- Objective:
Look through the data and write out every line with the word "that" in it.

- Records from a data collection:
◆ ◆ ◆ ◆ ◆

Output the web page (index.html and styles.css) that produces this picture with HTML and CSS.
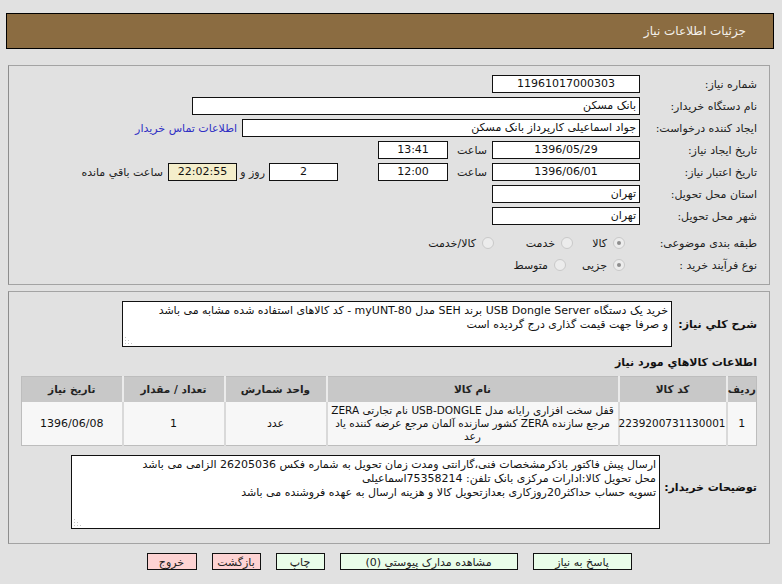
FILE: index.html
```html
<!DOCTYPE html>
<html lang="fa" dir="rtl">
<head>
<meta charset="utf-8">
<title>جزئیات اطلاعات نیاز</title>
<link rel="stylesheet" href="styles.css">
</head>
<body>
<div class="page">
  <div class="header"><span>جزئیات اطلاعات نیاز</span></div>

  <div class="panel p1">
    <div class="row">
      <div class="lbl">شماره نیاز:</div>
      <div class="field w148 center">11961017000303</div>
    </div>
    <div class="row">
      <div class="lbl">نام دستگاه خریدار:</div>
      <div class="field w448">بانک مسکن</div>
    </div>
    <div class="row">
      <div class="lbl">ایجاد کننده درخواست:</div>
      <div class="field w398">جواد اسماعیلی کارپرداز بانک مسکن</div>
      <a class="link" href="#">اطلاعات تماس خریدار</a>
    </div>
    <div class="row">
      <div class="lbl">تاریخ ایجاد نیاز:</div>
      <div class="field w148 center">1396/05/29</div>
      <div class="txt hour">ساعت</div>
      <div class="field w70 center">13:41</div>
    </div>
    <div class="row">
      <div class="lbl">تاریخ اعتبار نیاز:</div>
      <div class="field w148 center">1396/06/01</div>
      <div class="txt hour">ساعت</div>
      <div class="field w70 center">12:00</div>
      <div class="field w69 center days">2</div>
      <div class="txt dayand">روز و</div>
      <div class="field w69 center remain">22:02:55</div>
      <div class="txt left">ساعت باقي مانده</div>
    </div>
    <div class="row">
      <div class="lbl">استان محل تحویل:</div>
      <div class="field w148">تهران</div>
    </div>
    <div class="row">
      <div class="lbl">شهر محل تحویل:</div>
      <div class="field w148">تهران</div>
    </div>
    <div class="row radios r1">
      <div class="lbl">طبقه بندی موضوعی:</div>
      <div class="opt o1"><span class="radio checked"></span><span>کالا</span></div>
      <div class="opt o2"><span class="radio"></span><span>خدمت</span></div>
      <div class="opt"><span class="radio"></span><span>کالا/خدمت</span></div>
    </div>
    <div class="row radios r2">
      <div class="lbl">نوع فرآیند خرید :</div>
      <div class="opt o3"><span class="radio checked"></span><span>جزیی</span></div>
      <div class="opt"><span class="radio"></span><span>متوسط</span></div>
    </div>
  </div>

  <div class="panel p2">
    <div class="area-row desc-row">
      <div class="blbl desc-lbl">شرح کلي نیاز:</div>
      <div class="area desc">
        <div class="line">خرید یک دستگاه USB Dongle Server برند SEH مدل myUNT-80 - کد کالاهای استفاده شده مشابه می باشد</div>
        <div class="line">و صرفا جهت قیمت گذاری درج گردیده است</div>
        <svg class="grip" width="7" height="7" viewBox="0 0 7 7"><g fill="#c4c4c4"><rect x="0" y="0" width="1" height="1"/><rect x="0" y="3" width="1" height="1"/><rect x="3" y="3" width="1" height="1"/><rect x="0" y="6" width="1" height="1"/><rect x="3" y="6" width="1" height="1"/><rect x="6" y="6" width="1" height="1"/></g></svg>
      </div>
    </div>

    <div class="section-title">اطلاعات کالاهاي مورد نیاز</div>

    <table class="items">
      <thead>
        <tr>
          <th class="c1">ردیف</th>
          <th class="c2">کد کالا</th>
          <th class="c3">نام کالا</th>
          <th class="c4">واحد شمارش</th>
          <th class="c5">تعداد / مقدار</th>
          <th class="c6">تاریخ نیاز</th>
        </tr>
      </thead>
      <tbody>
        <tr>
          <td>1</td>
          <td class="code">2239200731130001</td>
          <td class="name">قفل سخت افزاری رایانه مدل USB-DONGLE نام تجارتی ZERA مرجع سازنده ZERA کشور سازنده آلمان مرجع عرضه کننده یاد رعد</td>
          <td>عدد</td>
          <td>1</td>
          <td>1396/06/08</td>
        </tr>
      </tbody>
    </table>

    <div class="area-row notes-row">
      <div class="blbl notes-lbl">توضیحات خریدار:</div>
      <div class="area notes">
        <div class="line">ارسال پیش فاکتور باذکرمشخصات فنی،گارانتی ومدت زمان تحویل به شماره فکس 26205036 الزامی می باشد</div>
        <div class="line">محل تحویل کالا:ادارات مرکزی بانک تلفن: 75358214اسماعیلی</div>
        <div class="line">تسویه حساب حداکثر20روزکاری بعدازتحویل کالا و هزینه ارسال به عهده فروشنده می باشد</div>
        <svg class="grip" width="7" height="7" viewBox="0 0 7 7"><g fill="#c4c4c4"><rect x="0" y="0" width="1" height="1"/><rect x="0" y="3" width="1" height="1"/><rect x="3" y="3" width="1" height="1"/><rect x="0" y="6" width="1" height="1"/><rect x="3" y="6" width="1" height="1"/><rect x="6" y="6" width="1" height="1"/></g></svg>
      </div>
    </div>
  </div>

  <div class="buttons">
    <button class="btn green b1">پاسخ به نیاز</button>
    <button class="btn green b2">مشاهده مدارک پیوستي (0)</button>
    <button class="btn green b3">چاپ</button>
    <button class="btn pink b4">بازگشت</button>
    <button class="btn pink b5">خروج</button>
  </div>
</div>
</body>
</html>
```

FILE: styles.css
```css
* { box-sizing: border-box; }

body {
  margin: 0;
  background: #e1e1e1;
  font-family: Tahoma, "DejaVu Sans", sans-serif;
  font-size: 11px;
  color: #1a1a1a;
  direction: rtl;
}

.page {
  padding-top: 13px;
}

.header {
  margin: 0 8px 0 6px;
  height: 36px;
  border: 1px solid #000;
  background: #8b6c41;
  color: #f4f0ea;
  font-size: 12px;
  display: flex;
  align-items: center;
  padding-right: 27px;
}

.panel {
  margin: 16px 12px 0 8px;
  border: 1px solid #a3a3a3;
  border-left-color: #8d8d8d;
}

.p1 {
  padding: 9px 0 10px 0;
}

.p2 {
  margin-top: 6px;
  padding: 9px 0 14px 0;
}

.row {
  display: flex;
  align-items: center;
  height: 18px;
  margin-bottom: 4px;
}

.row.r1 { margin-top: 9px; }
.row.r2 { margin-bottom: 0; }

.lbl {
  flex: none;
  width: 129px;
  padding-right: 12px;
  color: #222;
  white-space: nowrap;
}

.field {
  flex: none;
  height: 18px;
  border: 1px solid #111;
  background: #fff;
  padding: 0 3px;
  line-height: 16px;
  white-space: nowrap;
  overflow: hidden;
  color: #111;
}

.w148 { width: 148px; }
.w448 { width: 448px; }
.w398 { width: 398px; }
.w70 { width: 70px; }
.w69 { width: 69px; }
.center { text-align: center; }

.txt { flex: none; white-space: nowrap; color: #222; }
.hour { width: 44px; padding-right: 5px; }
.days { margin-right: 40px; }
.dayand { width: 32px; padding-right: 4px; }
.remain { background: #f4eecb; }
.left { padding-right: 5px; }

.link {
  margin-right: 5px;
  color: #2f2fc4;
  text-decoration: none;
  white-space: nowrap;
}

.opt {
  flex: none;
  display: flex;
  align-items: center;
  gap: 6px;
  white-space: nowrap;
}
.o1 { width: 67px; padding-right: 15px; }
.o2 { width: 79px; }
.o3 { width: 74px; padding-right: 15px; }

.radio {
  width: 12px;
  height: 12px;
  border-radius: 50%;
  border: 1px solid #c9c9c9;
  background: #ececec;
  display: inline-flex;
  align-items: center;
  justify-content: center;
  flex: none;
}
.radio.checked::after {
  content: "";
  width: 4px;
  height: 4px;
  border-radius: 50%;
  background: #8e8e8e;
}

.area-row {
  display: flex;
  align-items: center;
}

.blbl {
  flex: none;
  padding-right: 12px;
  font-weight: bold;
  font-size: 11px;
  color: #111;
  white-space: nowrap;
}
.desc-lbl { width: 97px; }
.notes-lbl { width: 109px; }

.area {
  flex: none;
  position: relative;
  background: #fff;
  border: 1px solid #111;
  padding: 2px 3px;
  line-height: 14px;
  color: #111;
  overflow: hidden;
}
.area .line { white-space: nowrap; }
.desc { width: 550px; height: 46px; }
.notes { width: 589px; height: 74px; margin-top: 9px; }

.grip {
  position: absolute;
  left: 2px;
  bottom: 2px;
}

.section-title {
  margin-top: 8px;
  height: 16px;
  line-height: 16px;
  padding-right: 12px;
  font-weight: bold;
  font-size: 11px;
  color: #111;
}

.items {
  margin: 5px 12px 0 0;
  width: 735px;
  border-collapse: collapse;
  border: 1px solid #bdbdbd;
  table-layout: fixed;
}
.items th {
  height: 25px;
  background: #c8c8c8;
  font-weight: bold;
  font-size: 10.5px;
  color: #222;
  border-left: 2px solid #ebebeb;
  padding: 0;
  white-space: nowrap;
}
.items th:last-child { border-left: none; }
.items td {
  height: 44px;
  background: #f7f7f7;
  border-left: 2px solid #d9d9d9;
  text-align: center;
  padding: 0 2px;
  line-height: 13px;
  color: #111;
}
.items td:last-child { border-left: none; }
.items td.name { padding: 0 3px; font-size: 10.5px; }
.items td.code { font-size: 10.5px; padding: 0; }
.c1 { width: 30px; }
.c2 { width: 108px; }
.c3 { width: 292px; }
.c4 { width: 102px; }
.c5 { width: 102px; }
.c6 { width: 101px; }

.buttons {
  margin: 9px 12px 0 8px;
  display: flex;
  justify-content: center;
  gap: 15px;
}

.btn {
  height: 17px;
  border: 1px solid #111;
  font-family: Tahoma, "DejaVu Sans", sans-serif;
  font-size: 11px;
  color: #222;
  padding: 2px 0 0 0;
  line-height: 13px;
}
.green { background: #e9fde9; }
.pink { background: #fdd3d3; }
.b1 { width: 99px; }
.b2 { width: 178px; }
.b3 { width: 49px; }
.b4 { width: 49px; }
.b5 { width: 50px; }
```
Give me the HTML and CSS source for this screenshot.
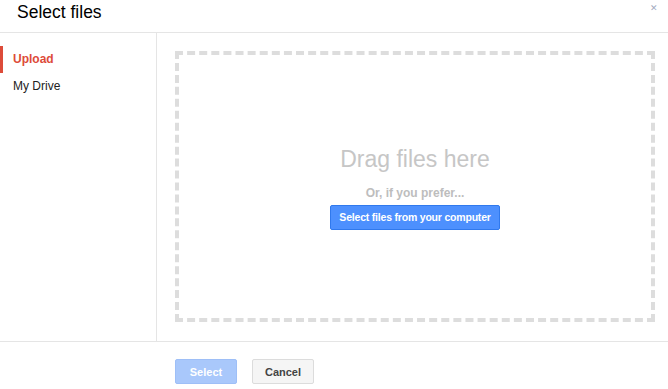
FILE: index.html
```html
<!DOCTYPE html>
<html lang="en">
<head>
    <meta charset="UTF-8">
    <title>Select files</title>
    <link rel="stylesheet" href="styles.css">
</head>
<body>
    <div class="picker">
        <div class="picker-header">
            <h1>Select files</h1>
            <span class="close">&#10005;</span>
        </div>

        <div class="picker-body">
            <div class="sidebar">
                <a href="#" class="nav-item active">Upload</a>
                <a href="#" class="nav-item">My Drive</a>
            </div>

            <div class="content">
                <div class="drop-zone">
                    <div class="drop-title">Drag files here</div>
                    <div class="drop-hint">Or, if you prefer...</div>
                    <button type="button" class="button button-blue">Select files from your computer</button>
                </div>
            </div>
        </div>

        <div class="picker-footer">
            <button type="button" class="button button-disabled">Select</button>
            <button type="button" class="button button-grey">Cancel</button>
        </div>
    </div>
</body>
</html>
```

FILE: styles.css
```css
body {
    margin: 0;
    font-family: "Liberation Sans", Arial, sans-serif;
    color: #222;
    background: #fff;
}
.picker {
    width: 668px;
    height: 389px;
    display: flex;
    flex-direction: column;
}
.picker-header {
    height: 32px;
    border-bottom: 1px solid #e5e5e5;
    display: flex;
    align-items: flex-start;
    justify-content: space-between;
}
.picker-header h1 {
    margin: 0;
    padding: 2px 0 0 17px;
    font-size: 17.5px;
    font-weight: normal;
    color: #000;
}
.close {
    margin: 3px 10px 0 0;
    font-size: 9px;
    color: #a3abc0;
}
.picker-body {
    display: flex;
    height: 308px;
}
.sidebar {
    width: 156px;
    border-right: 1px solid #e5e5e5;
    padding-top: 13px;
}
.nav-item {
    display: block;
    height: 27px;
    line-height: 27px;
    padding-left: 13px;
    border-left: 3px solid transparent;
    margin-left: -3px;
    font-size: 12px;
    color: #222;
    text-decoration: none;
}
.nav-item.active {
    margin-left: 0;
    padding-left: 10px;
    border-left-color: #dd4b39;
    color: #dd4b39;
    font-weight: bold;
}
.content {
    flex: 1;
    display: flex;
    padding: 18px 13px 19px 18px;
}
.drop-zone {
    flex: 1;
    border: 4px dashed #dddddd;
    display: flex;
    flex-direction: column;
    align-items: center;
    justify-content: center;
    padding-top: 2px;
}
.drop-title {
    font-size: 23px;
    color: #c6c6c6;
    margin-bottom: 13px;
}
.drop-hint {
    font-size: 12px;
    font-weight: bold;
    color: #bdbdbd;
    margin-bottom: 5px;
}
.button {
    height: 25px;
    padding: 0 8px;
    border-radius: 2px;
    font-family: inherit;
    font-size: 11px;
    font-weight: bold;
    cursor: default;
}
.button-blue {
    background-color: #4d90fe;
    border: 1px solid #3079ed;
    color: #fff;
    font-size: 10.5px;
    letter-spacing: -0.2px;
}
.picker-footer {
    flex: 1;
    border-top: 1px solid #e5e5e5;
    padding: 17px 0 0 175px;
    display: flex;
    align-items: flex-start;
    gap: 15px;
}
.picker-footer .button {
    width: 62px;
}
.button-disabled {
    background-color: #a9c8fb;
    border: 1px solid #9ebff7;
    color: #fff;
}
.button-grey {
    background-color: #f5f5f5;
    border: 1px solid #dcdcdc;
    color: #444;
}
```
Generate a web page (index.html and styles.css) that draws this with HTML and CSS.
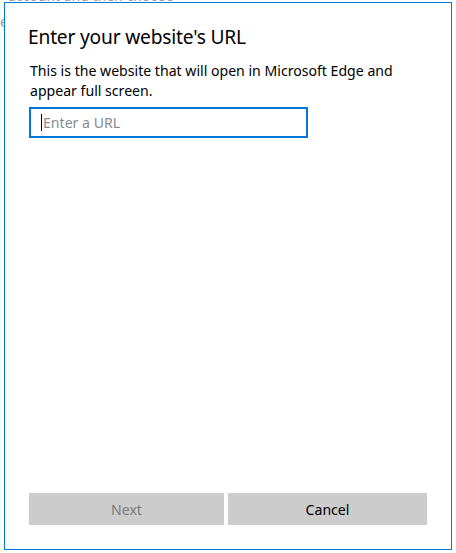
FILE: index.html
```html
<!DOCTYPE html>
<html>
<head>
<meta charset="utf-8">
<link rel="stylesheet" href="styles.css">
</head>
<body>
<div class="page">
  <p class="bg-line first">account and then choose</p>
  <p class="bg-line second">choose</p>
</div>
<div class="dialog">
  <h1 class="title">Enter your website's URL</h1>
  <p class="desc">This is the website that will open in Microsoft Edge and appear full screen.</p>
  <div class="field"><span class="caret"></span><span class="placeholder">Enter a URL</span></div>
  <div class="spacer"></div>
  <div class="buttons">
    <button class="btn btn-next" disabled>Next</button>
    <button class="btn btn-cancel">Cancel</button>
  </div>
</div>
</body>
</html>
```
FILE: styles.css
```css
html, body {
  margin: 0;
  padding: 0;
  background: #ffffff;
  width: 456px;
  height: 553px;
  overflow: hidden;
  font-family: "Noto Sans", "Open Sans", sans-serif;
}
.page {
  padding-left: 8px;
}
.bg-line {
  margin: 0;
  color: #9a9a9a;
  font-size: 14px;
  line-height: 20px;
}
.bg-line.first {
  margin-top: -14px;
}
.bg-line.second {
  margin-top: 6px;
  margin-left: -47px;
}
.dialog {
  position: absolute;
  left: 4px;
  top: 2px;
  width: 446px;
  height: 546px;
  border: 1px solid #0078d7;
  background: #ffffff;
  box-sizing: content-box;
  display: flex;
  flex-direction: column;
  padding: 0;
}
.title {
  margin: 20px 0 0 23px;
  font-size: 19.2px;
  letter-spacing: -0.2px;
  font-weight: 400;
  line-height: 28px;
  color: #000000;
}
.desc {
  margin: 10px 0 0 25px;
  width: 380px;
  font-size: 14.1px;
  line-height: 20px;
  color: #000000;
}
.field {
  margin: 6px 0 0 24px;
  width: 265px;
  height: 27px;
  border: 2px solid #0078d7;
  display: flex;
  align-items: center;
  padding-left: 10px;
  box-sizing: content-box;
}
.caret {
  width: 1px;
  height: 17px;
  background: #000;
  margin-right: 1px;
}
.placeholder {
  color: #8a8a8a;
  font-size: 14.1px;
}
.spacer {
  flex: 1;
}
.buttons {
  display: flex;
  gap: 4px;
  margin: 0 0 24px 24px;
}
.btn {
  height: 32px;
  border: none;
  background: #cccccc;
  font-family: inherit;
  font-size: 14.1px;
  padding: 0;
}
.btn-next {
  width: 195px;
  color: #7a7a7a;
}
.btn-cancel {
  width: 199px;
  color: #000000;
}
```
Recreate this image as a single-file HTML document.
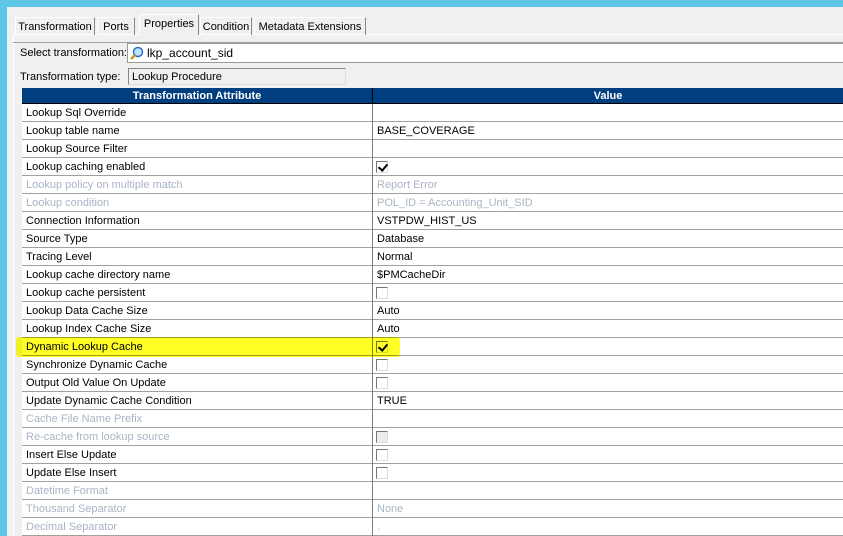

◆ ◆ ◆ ◆ ◆

- Response to the task:
Output the web page (index.html and styles.css) that produces this picture with HTML and CSS.
Generate a web page (index.html and styles.css) that draws this with HTML and CSS.
  <p class="desc">This is the website that will open in Microsoft Edge and appear full screen.</p>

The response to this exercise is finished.